Before converting, consider:

  • Current and future income tax rates.
  • Current age and life expectancy.
  • Ability to pay the taxes due on a conversion from a source other than your IRA.
  • Anticipated spending needs during retirement.
  • Other sources of retirement funds and retirement income - pre-tax and post-tax.
  • Age and life expectancy of beneficiary(ies).
  • Type of contributions made – deductible and/or nondeductible - and IRS rules governing partial conversions.

Special Recharacterization Provision
After you convert you may revert back to a Traditional IRA. Known as recharacterization, the transaction must be processed by October 15 of the year following the year of the conversion.

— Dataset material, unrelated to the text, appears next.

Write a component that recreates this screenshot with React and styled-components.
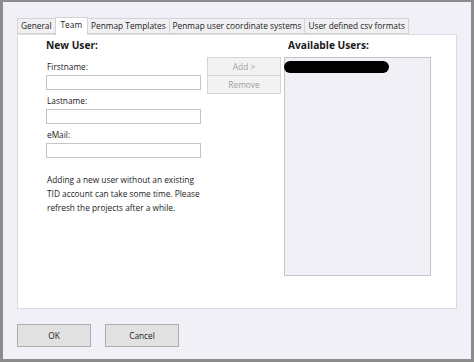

A Roth conversion might not be a favorable strategy if any of the following apply:

  • You are unable to pay the tax bill for the Roth conversion from a source outside of your IRA.
  • You are nearing or are in retirement and intend to fund all or a large portion of your retirement income with your pre-tax retirement savings.
  • You feel your tax bracket is likely to drop during your retirement years.
  • The conversion will put you in a higher tax bracket. If this is the case, you might consider a partial conversion.
  • You have named a tax-exempt charity as beneficiary of your IRA.

Roth conversion analysis is complex. You may want to consult with your tax advisor as well as your financial advisor.